— Written task —
Leaving out the pictures, retype all the material exactly.

— begin —

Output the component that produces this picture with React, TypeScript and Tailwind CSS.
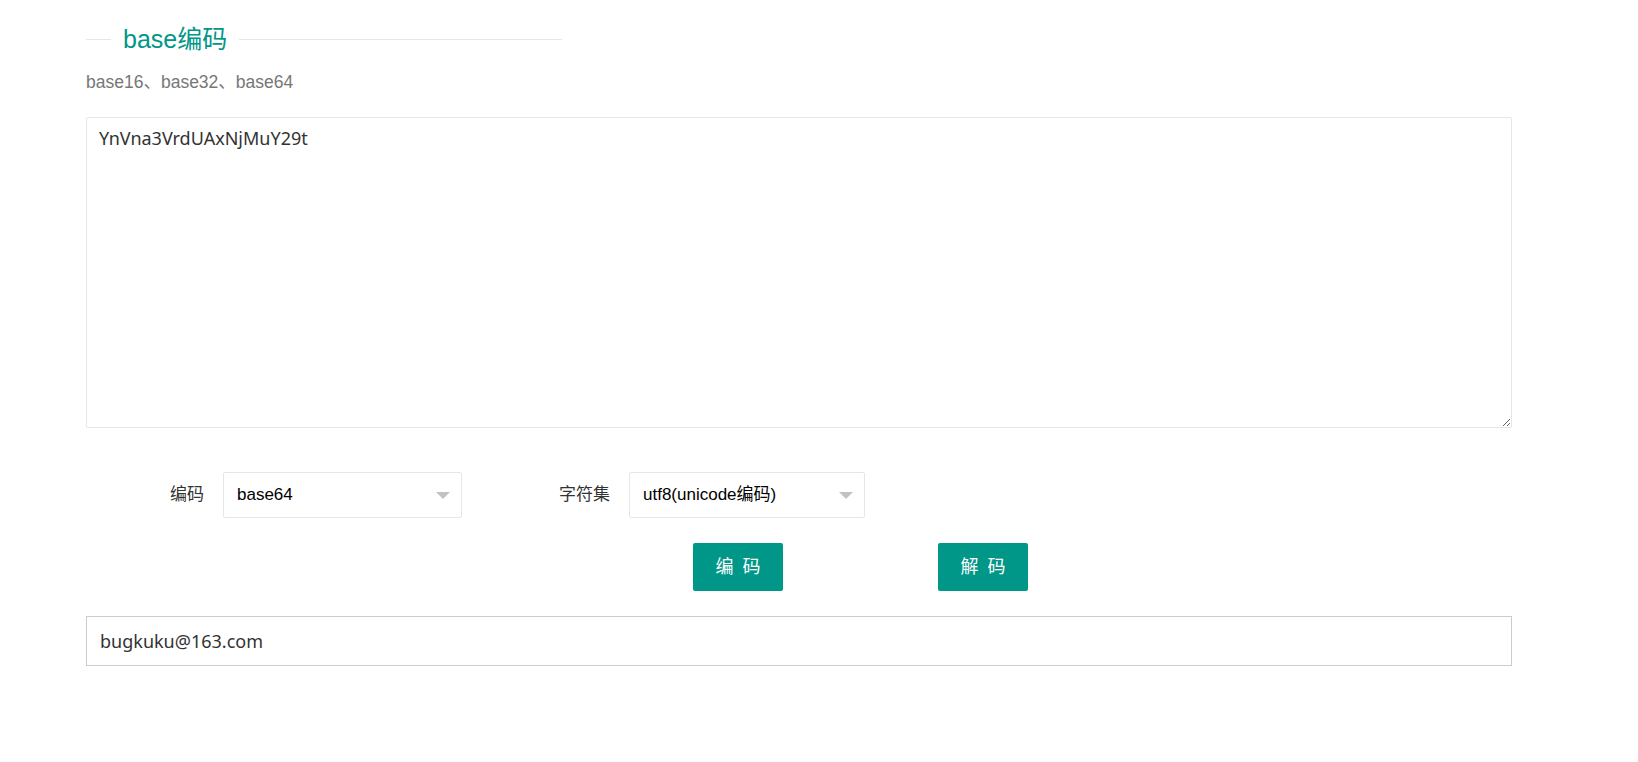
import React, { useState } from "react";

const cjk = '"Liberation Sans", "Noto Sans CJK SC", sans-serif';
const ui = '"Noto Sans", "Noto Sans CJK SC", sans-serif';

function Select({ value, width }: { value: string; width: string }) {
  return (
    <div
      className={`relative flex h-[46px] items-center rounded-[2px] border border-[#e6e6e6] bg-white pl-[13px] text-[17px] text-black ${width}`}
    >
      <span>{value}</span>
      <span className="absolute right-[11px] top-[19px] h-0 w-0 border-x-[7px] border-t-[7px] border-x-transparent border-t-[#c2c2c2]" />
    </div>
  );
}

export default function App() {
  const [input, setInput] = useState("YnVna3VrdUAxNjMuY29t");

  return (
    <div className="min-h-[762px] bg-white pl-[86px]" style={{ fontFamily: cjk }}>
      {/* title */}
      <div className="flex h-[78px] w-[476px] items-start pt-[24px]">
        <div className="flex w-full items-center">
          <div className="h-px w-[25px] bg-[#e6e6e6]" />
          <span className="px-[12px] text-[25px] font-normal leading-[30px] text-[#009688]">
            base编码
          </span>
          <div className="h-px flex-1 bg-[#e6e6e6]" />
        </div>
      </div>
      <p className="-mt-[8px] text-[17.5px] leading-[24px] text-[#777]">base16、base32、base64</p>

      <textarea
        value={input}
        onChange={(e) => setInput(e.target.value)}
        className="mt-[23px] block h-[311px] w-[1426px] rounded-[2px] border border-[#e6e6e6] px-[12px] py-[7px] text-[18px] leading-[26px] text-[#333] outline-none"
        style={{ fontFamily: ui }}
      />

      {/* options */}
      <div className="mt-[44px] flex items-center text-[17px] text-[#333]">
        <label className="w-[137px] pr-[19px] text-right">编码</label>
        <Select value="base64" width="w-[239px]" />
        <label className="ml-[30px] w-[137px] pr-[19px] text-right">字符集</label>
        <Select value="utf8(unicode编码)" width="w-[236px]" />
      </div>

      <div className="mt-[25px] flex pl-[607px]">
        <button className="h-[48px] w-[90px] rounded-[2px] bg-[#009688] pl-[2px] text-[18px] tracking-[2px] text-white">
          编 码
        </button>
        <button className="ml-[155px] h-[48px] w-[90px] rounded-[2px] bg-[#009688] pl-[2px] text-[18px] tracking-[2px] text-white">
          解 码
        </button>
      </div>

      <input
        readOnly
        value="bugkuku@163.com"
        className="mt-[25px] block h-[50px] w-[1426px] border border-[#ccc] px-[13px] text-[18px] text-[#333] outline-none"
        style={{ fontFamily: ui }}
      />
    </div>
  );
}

— end —

— Result of this task —
Output the component that produces this picture with React, TypeScript and Tailwind CSS.
import React, { useState } from "react";

const cjk = '"Liberation Sans", "Noto Sans CJK SC", sans-serif';
const ui = '"Noto Sans", "Noto Sans CJK SC", sans-serif';

function Select({ value, width }: { value: string; width: string }) {
  return (
    <div
      className={`relative flex h-[46px] items-center rounded-[2px] border border-[#e6e6e6] bg-white pl-[13px] text-[17px] text-black ${width}`}
    >
      <span>{value}</span>
      <span className="absolute right-[11px] top-[19px] h-0 w-0 border-x-[7px] border-t-[7px] border-x-transparent border-t-[#c2c2c2]" />
    </div>
  );
}

export default function App() {
  const [input, setInput] = useState("YnVna3VrdUAxNjMuY29t");

  return (
    <div className="min-h-[762px] bg-white pl-[86px]" style={{ fontFamily: cjk }}>
      {/* title */}
      <div className="flex h-[78px] w-[476px] items-start pt-[24px]">
        <div className="flex w-full items-center">
          <div className="h-px w-[25px] bg-[#e6e6e6]" />
          <span className="px-[12px] text-[25px] font-normal leading-[30px] text-[#009688]">
            base编码
          </span>
          <div className="h-px flex-1 bg-[#e6e6e6]" />
        </div>
      </div>
      <p className="-mt-[8px] text-[17.5px] leading-[24px] text-[#777]">base16、base32、base64</p>

      <textarea
        value={input}
        onChange={(e) => setInput(e.target.value)}
        className="mt-[23px] block h-[311px] w-[1426px] rounded-[2px] border border-[#e6e6e6] px-[12px] py-[7px] text-[18px] leading-[26px] text-[#333] outline-none"
        style={{ fontFamily: ui }}
      />

      {/* options */}
      <div className="mt-[44px] flex items-center text-[17px] text-[#333]">
        <label className="w-[137px] pr-[19px] text-right">编码</label>
        <Select value="base64" width="w-[239px]" />
        <label className="ml-[30px] w-[137px] pr-[19px] text-right">字符集</label>
        <Select value="utf8(unicode编码)" width="w-[236px]" />
      </div>

      <div className="mt-[25px] flex pl-[607px]">
        <button className="h-[48px] w-[90px] rounded-[2px] bg-[#009688] pl-[2px] text-[18px] tracking-[2px] text-white">
          编 码
        </button>
        <button className="ml-[155px] h-[48px] w-[90px] rounded-[2px] bg-[#009688] pl-[2px] text-[18px] tracking-[2px] text-white">
          解 码
        </button>
      </div>

      <input
        readOnly
        value="bugkuku@163.com"
        className="mt-[25px] block h-[50px] w-[1426px] border border-[#ccc] px-[13px] text-[18px] text-[#333] outline-none"
        style={{ fontFamily: ui }}
      />
    </div>
  );
}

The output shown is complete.